TASK REQUIREMENTS:
Images must not appear in your copy; reproduce every other part of the records exactly.

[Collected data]
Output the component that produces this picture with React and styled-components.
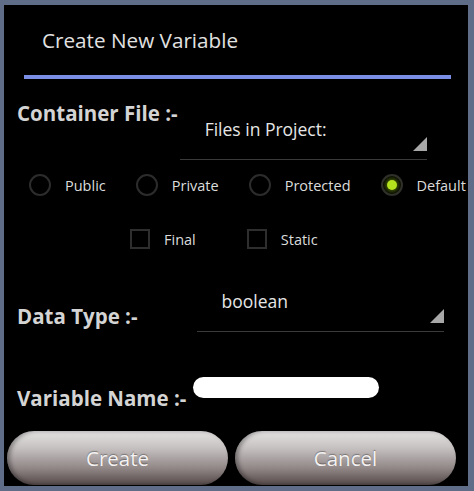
import React from "react"
import styled, { createGlobalStyle } from "styled-components"

const GlobalStyle = createGlobalStyle`
  html, body {
    margin: 0;
    padding: 0;
    background: #5f6d89;
  }
  * {
    box-sizing: border-box;
  }
`

export const Frame = styled.div`
  width: 474px;
  height: 491px;
  padding: 5px 6px 5px 4px;
  background: #5f6d89;
  font-family: "Open Sans", "Noto Sans", sans-serif;
`

export const Dialog = styled.div`
  width: 100%;
  height: 100%;
  background: #000;
  display: flex;
  flex-direction: column;
  overflow: hidden;
`

export const Title = styled.h1`
  margin: 0;
  padding: 21px 0 0 38px;
  height: 70px;
  font-size: 20.7px;
  font-weight: 400;
  line-height: 28px;
  color: #e2e2e2;
`

export const Divider = styled.div`
  height: 4px;
  margin: 0 17px 0 20px;
  background: #7b8ee6;
`

export const Row = styled.div`
  display: flex;
  align-items: ${p => p.$align || "flex-start"};
  padding-left: 13px;
  margin-top: ${p => p.$top || 0}px;
`

export const Label = styled.div`
  font-size: 20.5px;
  font-weight: 700;
  line-height: 26px;
  color: #d4d4d4;
  white-space: nowrap;
  margin-top: ${p => p.$top || 0}px;
  margin-bottom: ${p => p.$bottom || 0}px;
`

export const Spinner = styled.div`
  width: 247px;
  height: 60px;
  margin-left: ${p => p.$gap}px;
  padding: 18px 0 0 25px;
  display: flex;
  justify-content: space-between;
  border-bottom: 1px solid #3a3a3a;
`

export const SpinnerText = styled.span`
  font-size: 17.5px;
  line-height: 22px;
  color: #e6e6e6;
`

export const Triangle = styled.span`
  align-self: flex-end;
  width: 0;
  height: 0;
  margin-bottom: 8px;
  border-left: 14px solid transparent;
  border-bottom: 14px solid #a8a8a8;
`

export const OptionRow = styled.div`
  display: flex;
  align-items: center;
  gap: ${p => p.$gap}px;
  padding-left: ${p => p.$left}px;
  margin-top: ${p => p.$top}px;
  height: 26px;
`

export const Option = styled.label`
  display: flex;
  align-items: center;
  gap: 14px;
  font-size: 14.5px;
  color: #dcdcdc;
  white-space: nowrap;
`

export const Radio = styled.span`
  width: 22px;
  height: 22px;
  border-radius: 50%;
  border: 2px solid #2c2c2c;
  display: flex;
  align-items: center;
  justify-content: center;
  flex-shrink: 0;
  &::after {
    content: "";
    display: ${p => (p.$on ? "block" : "none")};
    width: 10px;
    height: 10px;
    border-radius: 50%;
    background: #b4e21c;
    box-shadow: 0 0 4px 2px rgba(150, 200, 20, 0.45);
  }
`

export const Check = styled.span`
  width: 20px;
  height: 20px;
  border: 2px solid #2e2e2e;
  flex-shrink: 0;
`

export const NameInput = styled.input`
  width: 186px;
  height: 21px;
  margin-left: ${p => p.$gap}px;
  border: none;
  border-radius: 11px;
  background: #fff;
  outline: none;
`

export const ButtonBar = styled.div`
  display: flex;
  gap: 7px;
  padding: 0 12px 1px 3px;
  margin-top: auto;
`

export const Button = styled.button`
  flex: 1;
  height: 54px;
  border: none;
  border-radius: 27px;
  background: linear-gradient(
    to bottom,
    #e4e2e2 0%,
    #c8c3c3 30%,
    #8f8585 70%,
    #554949 100%
  );
  box-shadow: inset 3px 0 4px rgba(0, 0, 0, 0.35);
  font-family: "Open Sans", "Noto Sans", sans-serif;
  font-size: 20.5px;
  color: #f4f2f2;
  text-shadow: 0 -1px 1px rgba(0, 0, 0, 0.35);
`

export default function App() {
  return (
    <Frame>
      <GlobalStyle />
      <Dialog>
        <Title>Create New Variable</Title>
        <Divider />
        <Row $top={21}>
          <Label>Container File :-</Label>
          <Spinner $gap={2}>
            <SpinnerText>Files in Project:</SpinnerText>
            <Triangle />
          </Spinner>
        </Row>
        <OptionRow $left={25} $gap={30} $top={12}>
          <Option><Radio />Public</Option>
          <Option><Radio />Private</Option>
          <Option><Radio />Protected</Option>
          <Option><Radio $on />Default</Option>
        </OptionRow>
        <OptionRow $left={126} $gap={51} $top={28}>
          <Option><Check />Final</Option>
          <Option><Check />Static</Option>
        </OptionRow>
        <Row $top={20} $align="flex-end">
          <Label $bottom={3}>Data Type :-</Label>
          <Spinner $gap={59}>
            <SpinnerText>boolean</SpinnerText>
            <Triangle />
          </Spinner>
        </Row>
        <Row $top={45}>
          <Label $top={8}>Variable Name :-</Label>
          <NameInput $gap={7} />
        </Row>
        <ButtonBar>
          <Button>Create</Button>
          <Button>Cancel</Button>
        </ButtonBar>
      </Dialog>
    </Frame>
  )
}
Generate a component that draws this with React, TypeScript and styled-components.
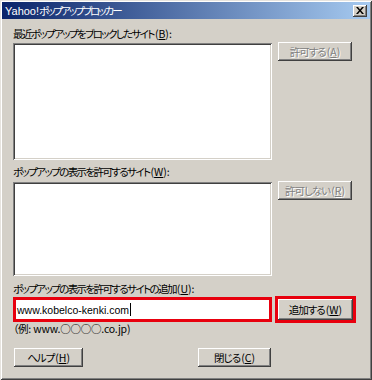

SOLVED EXERCISE:
Output the component that produces this picture with React and styled-components.
import React from "react"
import styled, { createGlobalStyle } from "styled-components"

const GlobalStyle = createGlobalStyle`
  html, body {
    margin: 0;
    padding: 0;
    background: #5f6d89;
  }
  * {
    box-sizing: border-box;
  }
`

export const Frame = styled.div`
  width: 474px;
  height: 491px;
  padding: 5px 6px 5px 4px;
  background: #5f6d89;
  font-family: "Open Sans", "Noto Sans", sans-serif;
`

export const Dialog = styled.div`
  width: 100%;
  height: 100%;
  background: #000;
  display: flex;
  flex-direction: column;
  overflow: hidden;
`

export const Title = styled.h1`
  margin: 0;
  padding: 21px 0 0 38px;
  height: 70px;
  font-size: 20.7px;
  font-weight: 400;
  line-height: 28px;
  color: #e2e2e2;
`

export const Divider = styled.div`
  height: 4px;
  margin: 0 17px 0 20px;
  background: #7b8ee6;
`

export const Row = styled.div`
  display: flex;
  align-items: ${p => p.$align || "flex-start"};
  padding-left: 13px;
  margin-top: ${p => p.$top || 0}px;
`

export const Label = styled.div`
  font-size: 20.5px;
  font-weight: 700;
  line-height: 26px;
  color: #d4d4d4;
  white-space: nowrap;
  margin-top: ${p => p.$top || 0}px;
  margin-bottom: ${p => p.$bottom || 0}px;
`

export const Spinner = styled.div`
  width: 247px;
  height: 60px;
  margin-left: ${p => p.$gap}px;
  padding: 18px 0 0 25px;
  display: flex;
  justify-content: space-between;
  border-bottom: 1px solid #3a3a3a;
`

export const SpinnerText = styled.span`
  font-size: 17.5px;
  line-height: 22px;
  color: #e6e6e6;
`

export const Triangle = styled.span`
  align-self: flex-end;
  width: 0;
  height: 0;
  margin-bottom: 8px;
  border-left: 14px solid transparent;
  border-bottom: 14px solid #a8a8a8;
`

export const OptionRow = styled.div`
  display: flex;
  align-items: center;
  gap: ${p => p.$gap}px;
  padding-left: ${p => p.$left}px;
  margin-top: ${p => p.$top}px;
  height: 26px;
`

export const Option = styled.label`
  display: flex;
  align-items: center;
  gap: 14px;
  font-size: 14.5px;
  color: #dcdcdc;
  white-space: nowrap;
`

export const Radio = styled.span`
  width: 22px;
  height: 22px;
  border-radius: 50%;
  border: 2px solid #2c2c2c;
  display: flex;
  align-items: center;
  justify-content: center;
  flex-shrink: 0;
  &::after {
    content: "";
    display: ${p => (p.$on ? "block" : "none")};
    width: 10px;
    height: 10px;
    border-radius: 50%;
    background: #b4e21c;
    box-shadow: 0 0 4px 2px rgba(150, 200, 20, 0.45);
  }
`

export const Check = styled.span`
  width: 20px;
  height: 20px;
  border: 2px solid #2e2e2e;
  flex-shrink: 0;
`

export const NameInput = styled.input`
  width: 186px;
  height: 21px;
  margin-left: ${p => p.$gap}px;
  border: none;
  border-radius: 11px;
  background: #fff;
  outline: none;
`

export const ButtonBar = styled.div`
  display: flex;
  gap: 7px;
  padding: 0 12px 1px 3px;
  margin-top: auto;
`

export const Button = styled.button`
  flex: 1;
  height: 54px;
  border: none;
  border-radius: 27px;
  background: linear-gradient(
    to bottom,
    #e4e2e2 0%,
    #c8c3c3 30%,
    #8f8585 70%,
    #554949 100%
  );
  box-shadow: inset 3px 0 4px rgba(0, 0, 0, 0.35);
  font-family: "Open Sans", "Noto Sans", sans-serif;
  font-size: 20.5px;
  color: #f4f2f2;
  text-shadow: 0 -1px 1px rgba(0, 0, 0, 0.35);
`

export default function App() {
  return (
    <Frame>
      <GlobalStyle />
      <Dialog>
        <Title>Create New Variable</Title>
        <Divider />
        <Row $top={21}>
          <Label>Container File :-</Label>
          <Spinner $gap={2}>
            <SpinnerText>Files in Project:</SpinnerText>
            <Triangle />
          </Spinner>
        </Row>
        <OptionRow $left={25} $gap={30} $top={12}>
          <Option><Radio />Public</Option>
          <Option><Radio />Private</Option>
          <Option><Radio />Protected</Option>
          <Option><Radio $on />Default</Option>
        </OptionRow>
        <OptionRow $left={126} $gap={51} $top={28}>
          <Option><Check />Final</Option>
          <Option><Check />Static</Option>
        </OptionRow>
        <Row $top={20} $align="flex-end">
          <Label $bottom={3}>Data Type :-</Label>
          <Spinner $gap={59}>
            <SpinnerText>boolean</SpinnerText>
            <Triangle />
          </Spinner>
        </Row>
        <Row $top={45}>
          <Label $top={8}>Variable Name :-</Label>
          <NameInput $gap={7} />
        </Row>
        <ButtonBar>
          <Button>Create</Button>
          <Button>Cancel</Button>
        </ButtonBar>
      </Dialog>
    </Frame>
  )
}
Generate a component that draws this with React, TypeScript and styled-components.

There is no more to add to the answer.